Via [G4USP]. Thanks [2ftg] for the tip.

31 thoughts on “An SSB Transceiver On Only One Type Of Transistor

    1. Many many years ago I built an FM transmitter, it also used BC547 only (2 for the mic amp and one as oscillator). I would consider 100MHz (3m) slightly shorter than 8 London buses :-)
      You are right, GHz transistors are not expensive any more. But you do not want too excessive frequency capability in your devices to avoid parasitic oscillations. Because then you wonder why your transistor gets hot while you do not see anything on your scope. But you just do not have the equipment to measure or see the GHz oscillation.

      1. True, mentioning GHZ was for exemplification only. I’ve always been amazed by hams with their seemingly wizardly electronics skills, taming the unmeasurable, but this day and age, building a receiver has become very accessible with IC building blocks much more capable than yesteryear’s TDAxxxx chips, You can have a 8 pin iC with LNA ,mixer, IF and pin programmable filtering and gain for 3$, so while admirable and well beyond my electronics skill level, scratch building radios is for show off at ham fests.

          1. MICRF002 or SYN500R 350-450mhz. The latter is quite sensitive. Putting an LNA and a band passer filter in front of One of these, makes them as good a any full blown radio. They are data receivers, but the demodulated signal is available so is rssi.

          2. Both MICRF002 and SYN500R are rather integrated deals only making them useful for OOK/ASK receivers at 300-450MHz band. No access to the mixer output before integrated IF filters, no access to the IF filter outputs before it goes to built in demodulators. And the demodulators in both are for AM/OOK only making them useless for most amateur applications.
            If suggesting Micrel/Microchip chips at least suggest versions that have external IF filters so hat you can add your own demodulators.

            When I tested SYN115 transmitter it’s integrated VCO+PLL deal had really bad phase noise.
            I was planing on using it as a tunable LO (put vxo in the reference xtal osc) for a 70cm DSB transceiver.
            But the phase noise just was too much.
            Sadly so, 10dBm trough a 3dB attenuator would have been the perfect level to drive an SBL-1 with.

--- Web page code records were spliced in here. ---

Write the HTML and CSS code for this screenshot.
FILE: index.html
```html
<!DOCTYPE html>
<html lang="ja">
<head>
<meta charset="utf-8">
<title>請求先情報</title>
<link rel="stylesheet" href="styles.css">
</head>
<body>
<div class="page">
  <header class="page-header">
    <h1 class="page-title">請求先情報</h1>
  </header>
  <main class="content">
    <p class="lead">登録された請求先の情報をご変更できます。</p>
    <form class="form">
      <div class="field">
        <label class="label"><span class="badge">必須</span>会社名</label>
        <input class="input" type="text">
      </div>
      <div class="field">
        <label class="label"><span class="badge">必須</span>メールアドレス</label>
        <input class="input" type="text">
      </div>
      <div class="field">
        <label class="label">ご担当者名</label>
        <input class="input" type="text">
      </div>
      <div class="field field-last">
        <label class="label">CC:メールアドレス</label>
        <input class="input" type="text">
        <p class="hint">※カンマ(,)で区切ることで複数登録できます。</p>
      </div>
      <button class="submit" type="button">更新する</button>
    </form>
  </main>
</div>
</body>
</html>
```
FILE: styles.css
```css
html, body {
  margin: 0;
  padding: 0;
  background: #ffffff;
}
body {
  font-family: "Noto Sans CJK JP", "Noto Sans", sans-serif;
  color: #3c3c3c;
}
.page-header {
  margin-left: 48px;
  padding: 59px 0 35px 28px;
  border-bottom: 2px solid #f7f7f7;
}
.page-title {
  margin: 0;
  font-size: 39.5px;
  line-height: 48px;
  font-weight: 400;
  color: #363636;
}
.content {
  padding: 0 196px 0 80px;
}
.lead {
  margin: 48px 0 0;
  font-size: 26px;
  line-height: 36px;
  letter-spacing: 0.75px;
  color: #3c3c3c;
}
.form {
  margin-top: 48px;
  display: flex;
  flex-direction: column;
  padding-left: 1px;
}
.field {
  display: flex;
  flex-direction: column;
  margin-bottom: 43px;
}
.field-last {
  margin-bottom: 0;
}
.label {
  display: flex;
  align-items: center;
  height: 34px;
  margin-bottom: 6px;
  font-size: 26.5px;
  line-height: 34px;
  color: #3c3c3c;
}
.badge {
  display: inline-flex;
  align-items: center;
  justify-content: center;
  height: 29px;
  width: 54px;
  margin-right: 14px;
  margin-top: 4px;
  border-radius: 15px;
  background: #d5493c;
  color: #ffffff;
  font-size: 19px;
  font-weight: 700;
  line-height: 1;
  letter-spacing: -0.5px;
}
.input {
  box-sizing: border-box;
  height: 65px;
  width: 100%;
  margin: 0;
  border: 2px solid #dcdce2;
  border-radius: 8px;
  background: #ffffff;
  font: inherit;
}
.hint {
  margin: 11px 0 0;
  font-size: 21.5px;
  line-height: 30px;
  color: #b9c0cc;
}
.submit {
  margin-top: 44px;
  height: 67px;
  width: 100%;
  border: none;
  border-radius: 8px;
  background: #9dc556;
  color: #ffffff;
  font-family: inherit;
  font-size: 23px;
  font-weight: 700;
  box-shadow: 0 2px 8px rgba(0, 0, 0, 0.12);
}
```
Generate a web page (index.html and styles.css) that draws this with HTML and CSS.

            So both the proposed receiver chipsets are unusable for CW or voice receivers as is.
            With SYN500R it might be possible to recover AM modulated audio from the RSSI pin or by pushing the slicer level to something more useful. But that is just AM, no CW, SSB or FM.

      1. Only IT people use MHz or GHz. Radio people use meters or centimetres (or manometers if you can see the radio waves)

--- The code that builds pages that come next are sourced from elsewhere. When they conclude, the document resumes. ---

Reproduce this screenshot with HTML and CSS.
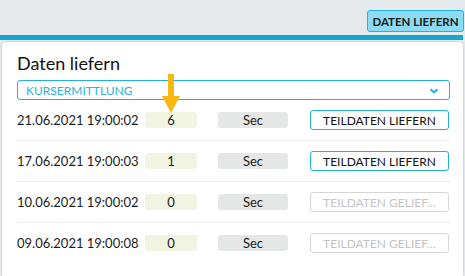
FILE: index.html
```html
<!DOCTYPE html>
<html lang="de">
<head>
    <meta charset="UTF-8">
    <title>Daten liefern</title>
    <link rel="stylesheet" href="styles.css">
</head>
<body>
    <div class="topbar">
        <button class="btn-main">DATEN LIEFERN</button>
    </div>
    <div class="accent"></div>
    <div class="panel">
        <h2>Daten liefern</h2>
        <div class="select">
            <span>KURSERMITTLUNG</span>
            <svg class="chevron" width="10" height="6" viewBox="0 0 10 6">
                <polyline points="1.5,1.2 5,4.5 8.5,1.2" fill="none" stroke="#1eaedb" stroke-width="2"/>
            </svg>
        </div>
        <div class="rows">
            <div class="row">
                <span class="date">21.06.2021 19:00:02</span>
                <span class="count">6</span>
                <span class="unit">Sec</span>
                <button class="btn-part">TEILDATEN LIEFERN</button>
            </div>
            <div class="row">
                <span class="date">17.06.2021 19:00:03</span>
                <span class="count">1</span>
                <span class="unit">Sec</span>
                <button class="btn-part">TEILDATEN LIEFERN</button>
            </div>
            <div class="row">
                <span class="date">10.06.2021 19:00:02</span>
                <span class="count">0</span>
                <span class="unit">Sec</span>
                <button class="btn-part" disabled>TEILDATEN GELIEF…</button>
            </div>
            <div class="row last">
                <span class="date">09.06.2021 19:00:08</span>
                <span class="count">0</span>
                <span class="unit">Sec</span>
                <button class="btn-part" disabled>TEILDATEN GELIEF…</button>
            </div>
        </div>
        <!-- hint arrow pointing at the first count -->
        <svg class="arrow" width="18" height="40" viewBox="0 0 18 40">
            <rect x="6" y="0" width="6" height="23" fill="#f9b80f"/>
            <polygon points="0,22 18,22 9,39" fill="#f9b80f"/>
        </svg>
    </div>
</body>
</html>
```

FILE: styles.css
```css
body {
    margin: 0;
    height: 276px;
    background-color: #e6e9ec;
    font-family: Lato, "Open Sans", sans-serif;
    color: #1c1c1c;
    overflow: hidden;
}

.topbar {
    height: 35px;
    display: flex;
    justify-content: flex-end;
    align-items: flex-start;
    padding-right: 1px;
    box-sizing: border-box;
}

.btn-main {
    margin-top: 10px;
    width: 97px;
    height: 22px;
    padding: 0;
    background-color: #8adbf3;
    border: 1px solid #22b1da;
    border-radius: 3px;
    font-family: inherit;
    font-size: 11.5px;
    font-weight: bold;
    color: #1a1a1a;
}

.accent {
    height: 5px;
    margin-right: 2px;
    background-color: #12a6d1;
}

.panel {
    position: relative;
    margin: 2px 2px 0 2px;
    height: 224px;
    padding: 10px 13px 0 15px;
    background-color: #fff;
    border-radius: 4px 4px 0 0;
    box-shadow: 0 0 2px rgba(0, 0, 0, 0.25);
}

h2 {
    margin: 0 0 6px 0;
    font-size: 18px;
    font-weight: normal;
    line-height: 22px;
    color: #111;
}

.select {
    height: 18px;
    display: flex;
    align-items: center;
    justify-content: space-between;
    padding: 0 10px 0 8px;
    border: 1px solid #22b1da;
    border-radius: 3px;
    font-size: 12px;
    color: #2ab2df;
}

.chevron {
    margin-top: 1px;
}

.row {
    display: grid;
    grid-template-columns: 128px 73px 92px 139px;
    align-items: center;
    height: 40px;
    border-bottom: 1px solid #ececec;
    font-size: 13px;
}

.row.last {
    border-bottom: none;
}

.count {
    width: 52px;
    height: 16px;
    line-height: 16px;
    text-align: center;
    background-color: #f1f4e0;
    border-radius: 3px;
}

.unit {
    width: 70px;
    height: 16px;
    line-height: 16px;
    text-align: center;
    background-color: #e5e6e6;
    border-radius: 3px;
}

.btn-part {
    width: 139px;
    height: 20px;
    padding: 0;
    background-color: #fff;
    border: 1px solid #22b1da;
    border-radius: 3px;
    font-family: inherit;
    font-size: 12px;
    color: #111;
}

.btn-part:disabled {
    border-color: #d6d6d6;
    color: #c4c4c4;
}

.arrow {
    position: absolute;
    left: 160px;
    top: 32px;
}
```
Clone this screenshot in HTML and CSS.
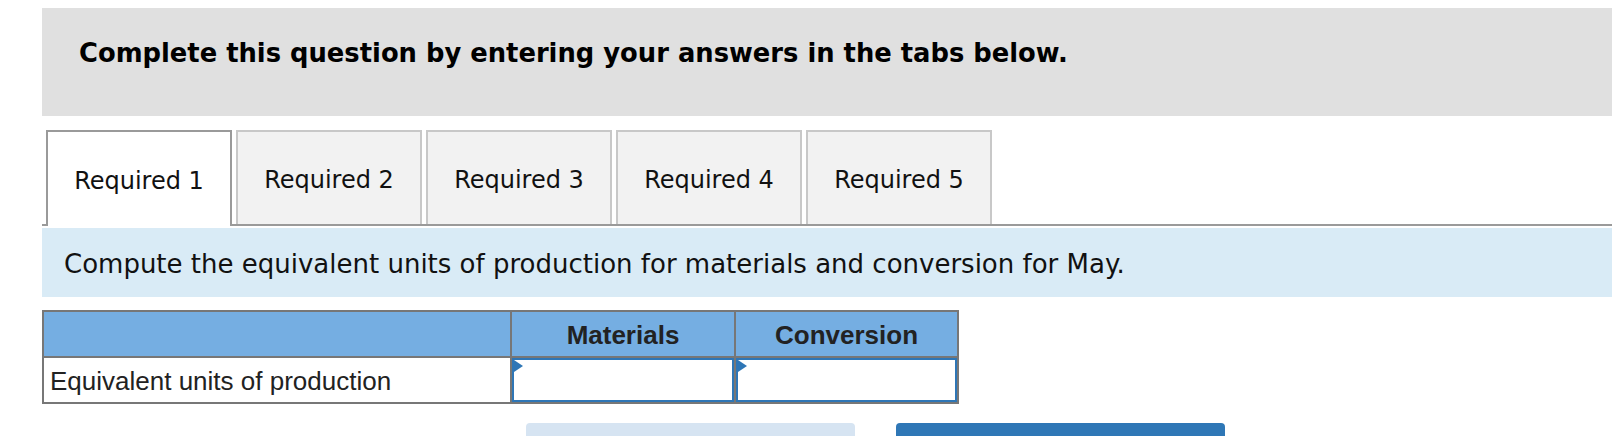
FILE: index.html
```html
<!DOCTYPE html>
<html lang="en">
<head>
<meta charset="utf-8">
<title>Equivalent units</title>
<link rel="stylesheet" href="styles.css">
</head>
<body>
<div class="page">
  <div class="banner">
    <h1 class="banner-title">Complete this question by entering your answers in the tabs below.</h1>
  </div>

  <div class="tabs">
    <div class="tab active">Required 1</div>
    <div class="tab">Required 2</div>
    <div class="tab">Required 3</div>
    <div class="tab">Required 4</div>
    <div class="tab">Required 5</div>
  </div>

  <div class="prompt">Compute the equivalent units of production for materials and conversion for May.</div>

  <div class="grid">
    <div class="cell head"></div>
    <div class="cell head center">Materials</div>
    <div class="cell head center">Conversion</div>
    <div class="cell label">Equivalent units of production</div>
    <div class="cell input"><span class="flag"></span></div>
    <div class="cell input"><span class="flag"></span></div>
  </div>

  <div class="actions">
    <div class="btn btn-light"></div>
    <div class="btn btn-dark"></div>
  </div>
</div>
</body>
</html>
```

FILE: styles.css
```css
html, body {
  margin: 0;
  padding: 0;
  background: #fff;
  overflow: hidden;
}

.page {
  padding-top: 8px;
  padding-left: 42px;
  font-family: "DejaVu Sans", Verdana, sans-serif;
  color: #111;
}

.banner {
  height: 108px;
  background: #e0e0e0;
  box-sizing: border-box;
  padding: 30px 0 0 37px;
}

.banner-title {
  margin: 0;
  font-size: 25.8px;
  line-height: 31px;
  font-weight: bold;
  color: #000;
}

.tabs {
  display: flex;
  align-items: flex-end;
  gap: 4px;
  padding-left: 4px;
  margin-top: 14px;
  border-bottom: 2px solid #9a9a9a;
}

.tab {
  width: 186px;
  height: 94px;
  box-sizing: border-box;
  border: 2px solid #c8c8c8;
  border-bottom: none;
  padding-top: 4px;
  background: #f2f2f2;
  display: flex;
  align-items: center;
  justify-content: center;
  font-size: 24px;
  color: #111;
}

.tab.active {
  background: #fff;
  border-color: #9a9a9a;
  height: 96px;
  margin-bottom: -2px;
}

.prompt {
  margin-top: 2px;
  height: 69px;
  box-sizing: border-box;
  padding-left: 22px;
  padding-top: 2px;
  background: #d9ebf6;
  display: flex;
  align-items: center;
  font-size: 26px;
  color: #111;
}

.grid {
  margin-top: 13px;
  display: grid;
  grid-template-columns: 466px 222px 221px;
  grid-template-rows: 44px 44px;
  gap: 2px;
  background: #777;
  border: 2px solid #777;
  width: fit-content;
  font-family: "Liberation Sans", Arial, sans-serif;
  font-size: 26px;
  color: #222;
}

.cell {
  display: flex;
  align-items: center;
  background: #fff;
  box-sizing: border-box;
  padding-top: 3px;
}

.cell.head {
  background: #75aee2;
  font-weight: bold;
}

.cell.center {
  justify-content: center;
}

.cell.label {
  padding-left: 6px;
}

.cell.input {
  position: relative;
  border: 2px solid #2e76b6;
  padding-top: 0;
}

.flag {
  position: absolute;
  left: 0;
  top: 0;
  width: 0;
  height: 0;
  border-left: 9px solid #2e76b6;
  border-top: 6px solid transparent;
  border-bottom: 6px solid transparent;
}

.actions {
  display: flex;
  gap: 41px;
  margin-top: 19px;
  padding-left: 484px;
}

.btn {
  width: 329px;
  height: 40px;
  border-radius: 4px 4px 0 0;
}

.btn-light {
  background: #d6e4f2;
}

.btn-dark {
  background: #2f77b6;
}
```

        Na just kidding. But f = c / λ, so use a calculator. Or your mind – 300MHz is a meter, so it’s easy to visualise it both ways at the same time. 600MHz is half a meter etc. Knowing the wavelength gives you a feel for what size aerial or waveguide you need, or how to layout the tracks going to your CPU (in which case you need to convert the bus speeds to wavelength anyways)

      2. Diverting the question by giving me lessons in first degree mathematics tells me you feel awkward about this You just like to talk about the size of your antennas, don’t you?

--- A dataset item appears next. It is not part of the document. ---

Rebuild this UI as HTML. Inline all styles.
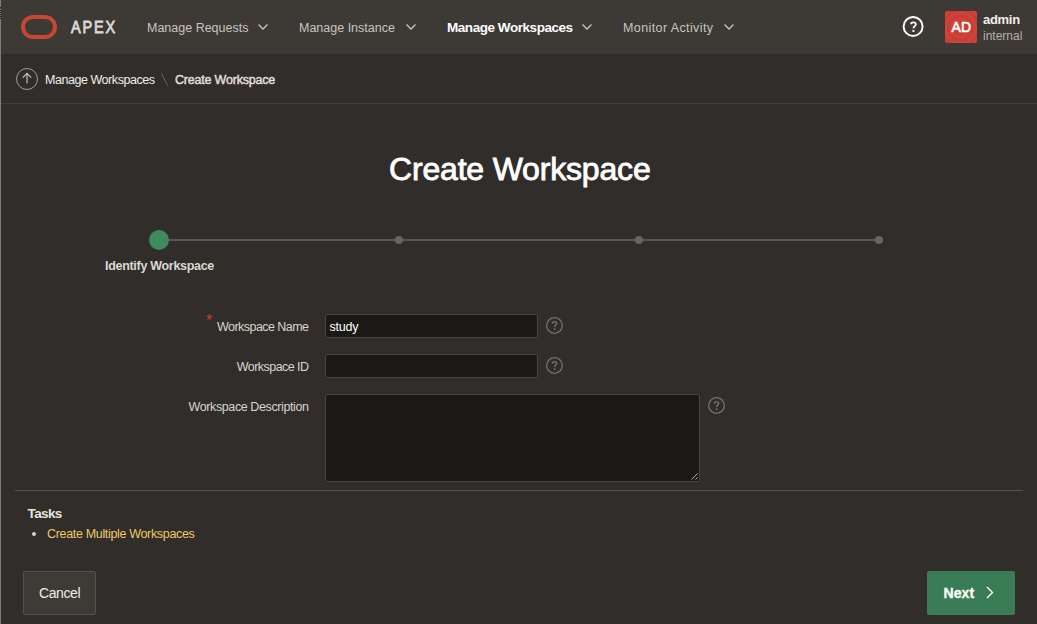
<!DOCTYPE html>
<html>
<head>
<meta charset="utf-8">
<style>
*{box-sizing:border-box;margin:0;padding:0}
html,body{width:1037px;height:624px;overflow:hidden}
body{background:#312d2a;font-family:"Liberation Sans",sans-serif;position:relative;color:#e6e3df}
.t{position:absolute;white-space:nowrap;line-height:1}
.abs{position:absolute}
#edge{position:absolute;left:0;top:0;width:1px;height:624px;background:#7d7d7d}
#hdr{position:absolute;left:0;top:0;width:1037px;height:54px;background:#3d3935}
#crumb{position:absolute;left:0;top:54px;width:1037px;height:50px;background:#312d2a;border-bottom:1px solid #403c38}
.nav{font-size:12.5px;color:#c9c5c0;top:22.4px}
.chev{position:absolute;width:10px;height:6px}
.lbl{font-size:12.5px;color:#d8d4cf;text-align:right;right:728.5px}
.inp{position:absolute;background:#1a1917;border:1px solid #4a4541;border-radius:2px}
.help{position:absolute}
</style>
</head>
<body>
<div id="hdr"></div>
<div id="crumb"></div>
<div id="edge"></div>
<svg class="abs" style="left:0;top:0" width="1" height="30"><g fill="#1e1e1e"><rect x="0" y="7" width="1" height="1.5"/><rect x="0" y="10" width="1" height="1"/><rect x="0" y="12" width="1" height="1"/><rect x="0" y="14" width="1" height="1"/><rect x="0" y="16" width="1" height="1"/><rect x="0" y="18" width="1" height="1"/></g></svg>

<!-- logo -->
<svg class="abs" style="left:21px;top:15px" width="36" height="24" viewBox="0 0 36 24">
  <rect x="2" y="2" width="32" height="20" rx="10" ry="10" fill="none" stroke="#c74634" stroke-width="4"/>
</svg>
<div class="t" style="left:70.5px;top:19px;font-size:16.5px;color:#dcd9d5;-webkit-text-stroke:0.8px #dcd9d5;letter-spacing:2.1px;transform:scaleX(0.88);transform-origin:0 0">APEX</div>

<!-- nav -->
<div class="t nav" style="left:147px">Manage Requests</div>
<svg class="chev" style="left:258px;top:24px" viewBox="0 0 10 6"><path d="M0.5 0.5 L5 5 L9.5 0.5" fill="none" stroke="#c9c5c0" stroke-width="1.3"/></svg>
<div class="t nav" style="left:299px">Manage Instance</div>
<svg class="chev" style="left:406px;top:24px" viewBox="0 0 10 6"><path d="M0.5 0.5 L5 5 L9.5 0.5" fill="none" stroke="#c9c5c0" stroke-width="1.3"/></svg>
<div class="t nav" style="left:447px;top:21.4px;font-weight:700;color:#ffffff;font-size:13.5px;letter-spacing:-0.45px">Manage Workspaces</div>
<svg class="chev" style="left:582px;top:24px" viewBox="0 0 10 6"><path d="M0.5 0.5 L5 5 L9.5 0.5" fill="none" stroke="#c9c5c0" stroke-width="1.3"/></svg>
<div class="t nav" style="left:623px;letter-spacing:0.4px">Monitor Activity</div>
<svg class="chev" style="left:724px;top:24px" viewBox="0 0 10 6"><path d="M0.5 0.5 L5 5 L9.5 0.5" fill="none" stroke="#c9c5c0" stroke-width="1.3"/></svg>

<!-- help -->
<svg class="abs" style="left:902px;top:15px" width="23" height="23" viewBox="0 0 23 23">
  <circle cx="11.1" cy="11.45" r="9.5" fill="none" stroke="#ffffff" stroke-width="1.9"/>
  <path d="M9 9.3 C9 8.1 10 7.4 11.4 7.4 C12.8 7.4 13.9 8.2 13.9 9.4 C13.9 10.9 11.4 11.3 11.4 13.5" fill="none" stroke="#ffffff" stroke-width="1.8"/>
  <rect x="10.4" y="15" width="2" height="1.9" fill="#ffffff"/>
</svg>

<!-- avatar -->
<div class="abs" style="left:945px;top:11px;width:32px;height:32px;background:#d0433a;border-radius:2px;overflow:hidden"><svg width="32" height="32" viewBox="0 0 32 32"><g fill="none" stroke="#b8352c" stroke-opacity="0.35" stroke-width="2.5"><circle cx="15.5" cy="17" r="6"/><circle cx="15.5" cy="17" r="12"/><circle cx="15.5" cy="17" r="18"/></g></svg></div>
<div class="t" style="left:951.5px;top:20.2px;font-size:14px;color:#fff;-webkit-text-stroke:0.6px #fff;letter-spacing:0.2px">AD</div>
<div class="t" style="left:983px;top:13px;font-size:13px;font-weight:700;color:#f2f0ed;letter-spacing:-0.3px">admin</div>
<div class="t" style="left:983px;top:29.8px;font-size:12px;color:#b5b1ab">internal</div>

<!-- breadcrumb -->
<svg class="abs" style="left:16px;top:68px" width="22" height="22" viewBox="0 0 22 22">
  <circle cx="11" cy="11" r="10.5" fill="none" stroke="#8ea3a2" stroke-width="1"/>
  <path d="M11 15.3 L11 5.6 M6.8 9.6 L11 5.4 L15.2 9.6" fill="none" stroke="#c8c2ba" stroke-width="1.2"/>
</svg>
<div class="t" style="left:45px;top:74.4px;font-size:12.5px;color:#f0eeea;letter-spacing:-0.45px">Manage Workspaces</div>
<svg class="abs" style="left:161px;top:73px" width="7" height="13" viewBox="0 0 7 13"><path d="M0.5 0.5 L6.5 12.5" stroke="#6b6560" stroke-width="1"/></svg>
<div class="t" style="left:175px;top:74.4px;font-size:12.5px;color:#e2dfdb;letter-spacing:-0.2px;-webkit-text-stroke:0.45px #e2dfdb">Create Workspace</div>

<!-- title -->
<div class="t" style="left:389px;top:153.4px;font-size:32px;color:#ffffff;-webkit-text-stroke:0.85px #fff;letter-spacing:-0.18px">Create Workspace</div>

<!-- stepper -->
<div class="abs" style="left:159px;top:239px;width:720px;height:2px;background:#5b5650"></div>
<div class="abs" style="left:149px;top:230px;width:20px;height:20px;border-radius:50%;background:#3e8b5e"></div>
<div class="abs" style="left:395px;top:236px;width:8px;height:8px;border-radius:50%;background:#6b6560"></div>
<div class="abs" style="left:635px;top:236px;width:8px;height:8px;border-radius:50%;background:#6b6560"></div>
<div class="abs" style="left:875px;top:236px;width:8px;height:8px;border-radius:50%;background:#6b6560"></div>
<div class="t" style="left:105px;top:260.4px;font-size:12.5px;font-weight:700;color:#dcd8d3;letter-spacing:-0.3px">Identify Workspace</div>

<!-- form -->
<div class="t" style="left:206px;top:313px;font-size:16px;color:#d63b25">*</div>
<div class="t lbl" style="top:321.4px;letter-spacing:-0.55px">Workspace Name</div>
<div class="inp" style="left:325px;top:314px;width:213px;height:24px"></div>
<div class="t" style="left:329.5px;top:321.4px;font-size:12.5px;color:#ffffff;letter-spacing:-0.2px">study</div>

<div class="t lbl" style="top:361.4px;letter-spacing:-0.55px">Workspace ID</div>
<div class="inp" style="left:325px;top:354px;width:213px;height:24px"></div>

<div class="t lbl" style="top:401.4px;letter-spacing:-0.4px">Workspace Description</div>
<div class="inp" style="left:325px;top:394px;width:375px;height:88px"></div>
<svg class="abs" style="left:689px;top:471px" width="10" height="10" viewBox="0 0 10 10"><path d="M2.5 8.6 L8.7 2.4 M6.5 8.6 L8.7 6.4" stroke="#bdb8b2" stroke-width="1"/></svg>

<svg class="help" style="left:546px;top:317px" width="17" height="17" viewBox="0 0 17 17">
  <circle cx="8.5" cy="8.5" r="7.8" fill="none" stroke="#76716b" stroke-width="1.3"/>
  <path d="M6.4 6.8 C6.4 5.5 7.3 4.7 8.5 4.7 C9.7 4.7 10.6 5.5 10.6 6.6 C10.6 8 8.6 8.1 8.6 9.9" fill="none" stroke="#7d7872" stroke-width="1.3"/>
  <circle cx="8.6" cy="12.2" r="0.85" fill="#7d7872"/>
</svg>
<svg class="help" style="left:546px;top:357px" width="17" height="17" viewBox="0 0 17 17">
  <circle cx="8.5" cy="8.5" r="7.8" fill="none" stroke="#76716b" stroke-width="1.3"/>
  <path d="M6.4 6.8 C6.4 5.5 7.3 4.7 8.5 4.7 C9.7 4.7 10.6 5.5 10.6 6.6 C10.6 8 8.6 8.1 8.6 9.9" fill="none" stroke="#7d7872" stroke-width="1.3"/>
  <circle cx="8.6" cy="12.2" r="0.85" fill="#7d7872"/>
</svg>
<svg class="help" style="left:708px;top:397px" width="17" height="17" viewBox="0 0 17 17">
  <circle cx="8.5" cy="8.5" r="7.8" fill="none" stroke="#76716b" stroke-width="1.3"/>
  <path d="M6.4 6.8 C6.4 5.5 7.3 4.7 8.5 4.7 C9.7 4.7 10.6 5.5 10.6 6.6 C10.6 8 8.6 8.1 8.6 9.9" fill="none" stroke="#7d7872" stroke-width="1.3"/>
  <circle cx="8.6" cy="12.2" r="0.85" fill="#7d7872"/>
</svg>

<!-- divider -->
<div class="abs" style="left:15px;top:490px;width:1008px;height:1px;background:#57524d"></div>

<!-- tasks -->
<div class="t" style="left:27.5px;top:506.5px;font-size:13.5px;font-weight:700;color:#e6e3df;letter-spacing:-0.6px">Tasks</div>
<div class="abs" style="left:31.7px;top:531.7px;width:4.5px;height:4.5px;border-radius:50%;background:#d5d1cc"></div>
<div class="t" style="left:47px;top:528.4px;font-size:12.5px;color:#f0c964;letter-spacing:-0.33px">Create Multiple Workspaces</div>

<!-- buttons -->
<div class="abs" style="left:23px;top:571px;width:73px;height:44px;background:#3e3a36;border:1px solid #57524d;border-radius:2px"></div>
<div class="t" style="left:39px;top:586.2px;font-size:14px;color:#f0eeea;letter-spacing:-0.4px">Cancel</div>
<div class="abs" style="left:927px;top:571px;width:88px;height:44px;background:#3a7c55;border-radius:2px"></div>
<div class="t" style="left:943.5px;top:586.2px;font-size:14px;font-weight:700;color:#ffffff;letter-spacing:0.1px;-webkit-text-stroke:0.3px #fff">Next</div>
<svg class="abs" style="left:986px;top:586px" width="8" height="13" viewBox="0 0 8 13"><path d="M1 1 L6.5 6.5 L1 12" fill="none" stroke="#ffffff" stroke-width="1.4"/></svg>
</body>
</html>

      3. Referring to wavelength, or bands, is a convenient way of speaking in generalities. It’s like saying, “It’s springtime,” instead of quoting a specific date. Just knowing it’s springtime gives an expectation of what you might to see walking outside. Likewise knowing that a signal is on the 75 meter band, might provide you with some expectations of what you might hear there.

      4. This practice dates back to the very early history of the radio, when there were fixed tuning circuits and the produced and received frequency was obtained by using the right length antenna (which resonates just like a LC network) paired with rheostat-like matchers for fine tuning.

    2. There are other challenges besides transistor capabilities to consider when moving to higher frequencies. And.. when you meet them all you are rewarded with very limited range due to lack of skip! And few people to talk to anyway because FM is more popular at small bandwidths than SSB.

      Unless you want to talk through satellites….

    1. My understanding was that BC547 is to our European friends what 2N2222 is to hobbyists in the western hemisphere. So.. yeah.. these two projects would very much be in the same spirit. If 2N2222 is an american cockroach then BC547 is a european cockroach.

      Of course now with the internet.. 2N2222, BC547… who cares where you live?!?

  1. The problem with these is that the other types of components are as difficult or more difficult to source than specialized transistors, like the ferrites, tunable caps and inductors, film caps, crystals, etc, etc. But yet they will always say they just got these parts out of their “garbage bin.” The one area where these designs DO add a lot of value is in paralleling the output transistors for more power, because discrete RF power transistors become harder to source and more expensive over time.

  2. [Jenny List] is somewhat of an authority in this area. It seems she started with a miss-spent youth hobby of scrapping old CRT TV sets and other electronics for parts to build her projects. This indicates that she has a lot of experience with discreet component level design.

    1) I don’t know of the specifics of the BC547 series as I really haven’t used them since the late 80’s or early 90’s but I certainly agree with here generalization about older designers. I can generally get a good idea about the age of a designer by looking at what part numbers they have used in the schematic.

    Then there is the question of what obsolete really means. There is no such thing (as far as I am concerned) as a BC547A/B/C transistor or any other transistor by a number. The number itself represents a specification. Original transistors of a particular specification had very high device variations and that is reflected in the specifications. Transistors built with modern fab processes for high volume mainstream use have far less device variation and you will often find the actual specs of a device to be very close to the middle between Min and Max or at Typical.

    On the other hand, when a number of people use old spec transistors but demand doesn’t make it to main stream quantities then the big manufacturers don’t bother to make them and that leaves a supply demand void which is often filled by China with transistors that are technically “close” to spec and cause a lot of problems especially with RF designs.

    2) I don’t think that sentence is bad or insulting. It may be less true for younger engineers or designers but in [Jenny List]’s time it has been a given that you understand analogue. After all, when she started there wasn’t anything other than analogue.

    So for an older person who started in the analogue era, you wouldn’t need to be a genius to build one and get it working to spec. But for younger people that don’t have an analogue background building it shouldn’t be a problem but debugging it and getting working to a specification may be challenging depending on the quality of the work done to build it.